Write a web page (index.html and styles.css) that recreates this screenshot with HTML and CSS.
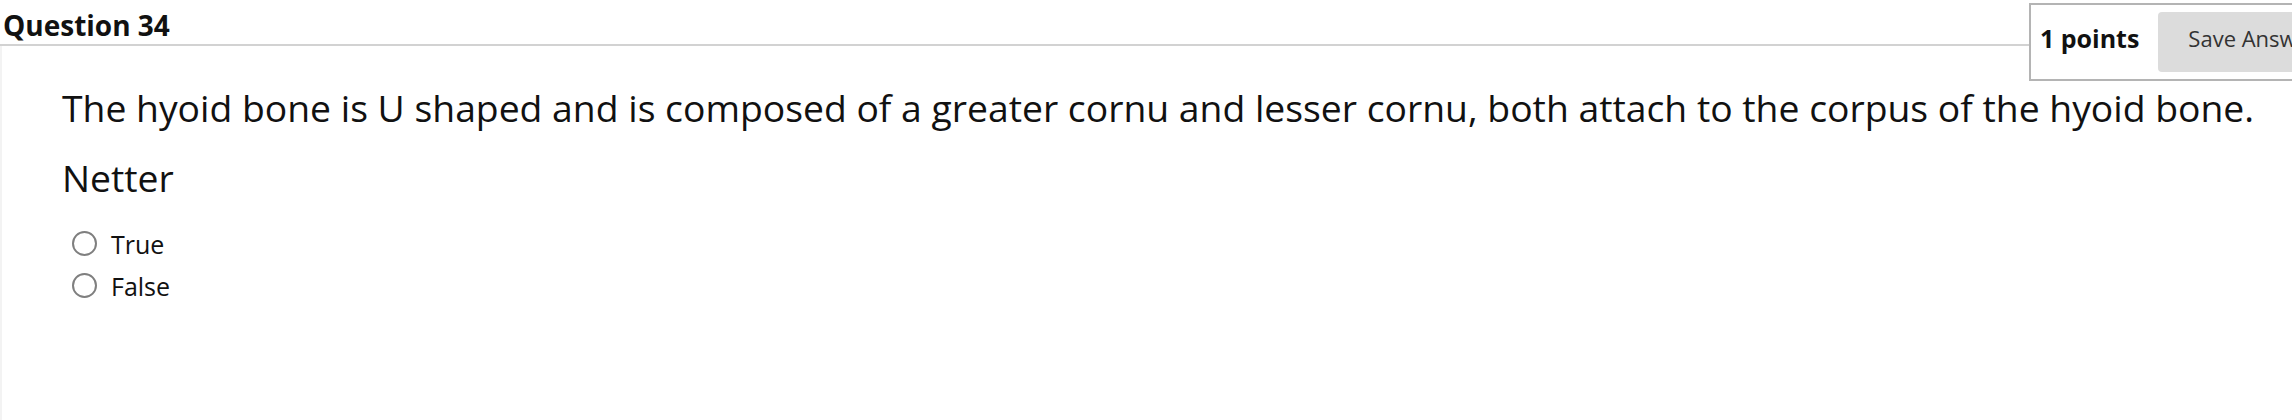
FILE: index.html
```html
<!DOCTYPE html>
<html lang="en">
<head>
    <meta charset="UTF-8">
    <title>Question 34</title>
    <link rel="stylesheet" href="styles.css">
</head>
<body>
    <div class="page">
        <div class="q-header">
            <h2 class="q-title">Question 34</h2>
            <div class="q-points">
                <span class="pts">1 points</span>
                <button class="save-btn">Save Answer</button>
            </div>
        </div>
        <div class="q-body">
            <p class="q-text">The hyoid bone is U shaped and is composed of a greater cornu and lesser cornu, both attach to the corpus of the hyoid bone.</p>
            <p class="q-text">Netter</p>
            <ul class="answers">
                <li class="answer">
                    <input type="radio" name="q34" id="q34-true">
                    <label for="q34-true">True</label>
                </li>
                <li class="answer">
                    <input type="radio" name="q34" id="q34-false">
                    <label for="q34-false">False</label>
                </li>
            </ul>
        </div>
    </div>
</body>
</html>
```

FILE: styles.css
```css
body {
    margin: 0;
    padding: 0;
    background-color: #fff;
    font-family: "Open Sans", "Liberation Sans", sans-serif;
    color: #111;
    overflow: hidden;
}
.page {
    width: 2360px;
}
.q-header {
    display: flex;
    align-items: flex-start;
    height: 46px;
}
.q-title {
    flex: 1;
    margin: 0;
    padding: 6px 0 0 3px;
    font-size: 28px;
    line-height: 38px;
    font-weight: bold;
    border-bottom: 2px solid #d2d2d2;
}
/* floats over the top of the question body */
.q-points {
    position: relative;
    z-index: 1;
    display: flex;
    align-items: flex-start;
    gap: 19px;
    margin-top: 3px;
    padding: 7px 10px 7px 9px;
    border: 2px solid #b4b4b4;
    background-color: #fff;
}
.pts {
    margin-top: 9px;
    font-size: 25px;
    line-height: 34px;
    font-weight: bold;
}
.save-btn {
    height: 60px;
    padding: 0 30px 7px 30px;
    font-family: inherit;
    font-size: 22px;
    line-height: 53px;
    color: #333;
    background-color: #dcdcdc;
    border: none;
    border-radius: 4px;
}
.q-body {
    height: 374px;
    padding: 36.5px 0 0 60px;
    border-left: 2px solid #f3f3f3;
    box-sizing: border-box;
}
.q-text {
    margin: 0 0 20px 0;
    font-size: 37.3px;
    line-height: 50px;
}
.answers {
    list-style: none;
    margin: 0;
    padding: 0 0 0 10px;
}
.answer {
    display: flex;
    align-items: center;
    gap: 14px;
    height: 42px;
    font-size: 25px;
}
.answer input[type="radio"] {
    appearance: none;
    -webkit-appearance: none;
    margin: 0;
    width: 25px;
    height: 25px;
    border: 2px solid #7f7f7f;
    border-radius: 50%;
    background-color: #fff;
}
```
==================================================
### WORK TO COMPLETE:
Restate the listing above word for word, and skip the pictures.

### EXERCISE SOLUTION:
Write a web page (index.html and styles.css) that recreates this screenshot with HTML and CSS.
FILE: index.html
```html
<!DOCTYPE html>
<html lang="en">
<head>
    <meta charset="UTF-8">
    <title>Question 34</title>
    <link rel="stylesheet" href="styles.css">
</head>
<body>
    <div class="page">
        <div class="q-header">
            <h2 class="q-title">Question 34</h2>
            <div class="q-points">
                <span class="pts">1 points</span>
                <button class="save-btn">Save Answer</button>
            </div>
        </div>
        <div class="q-body">
            <p class="q-text">The hyoid bone is U shaped and is composed of a greater cornu and lesser cornu, both attach to the corpus of the hyoid bone.</p>
            <p class="q-text">Netter</p>
            <ul class="answers">
                <li class="answer">
                    <input type="radio" name="q34" id="q34-true">
                    <label for="q34-true">True</label>
                </li>
                <li class="answer">
                    <input type="radio" name="q34" id="q34-false">
                    <label for="q34-false">False</label>
                </li>
            </ul>
        </div>
    </div>
</body>
</html>
```

FILE: styles.css
```css
body {
    margin: 0;
    padding: 0;
    background-color: #fff;
    font-family: "Open Sans", "Liberation Sans", sans-serif;
    color: #111;
    overflow: hidden;
}
.page {
    width: 2360px;
}
.q-header {
    display: flex;
    align-items: flex-start;
    height: 46px;
}
.q-title {
    flex: 1;
    margin: 0;
    padding: 6px 0 0 3px;
    font-size: 28px;
    line-height: 38px;
    font-weight: bold;
    border-bottom: 2px solid #d2d2d2;
}
/* floats over the top of the question body */
.q-points {
    position: relative;
    z-index: 1;
    display: flex;
    align-items: flex-start;
    gap: 19px;
    margin-top: 3px;
    padding: 7px 10px 7px 9px;
    border: 2px solid #b4b4b4;
    background-color: #fff;
}
.pts {
    margin-top: 9px;
    font-size: 25px;
    line-height: 34px;
    font-weight: bold;
}
.save-btn {
    height: 60px;
    padding: 0 30px 7px 30px;
    font-family: inherit;
    font-size: 22px;
    line-height: 53px;
    color: #333;
    background-color: #dcdcdc;
    border: none;
    border-radius: 4px;
}
.q-body {
    height: 374px;
    padding: 36.5px 0 0 60px;
    border-left: 2px solid #f3f3f3;
    box-sizing: border-box;
}
.q-text {
    margin: 0 0 20px 0;
    font-size: 37.3px;
    line-height: 50px;
}
.answers {
    list-style: none;
    margin: 0;
    padding: 0 0 0 10px;
}
.answer {
    display: flex;
    align-items: center;
    gap: 14px;
    height: 42px;
    font-size: 25px;
}
.answer input[type="radio"] {
    appearance: none;
    -webkit-appearance: none;
    margin: 0;
    width: 25px;
    height: 25px;
    border: 2px solid #7f7f7f;
    border-radius: 50%;
    background-color: #fff;
}
```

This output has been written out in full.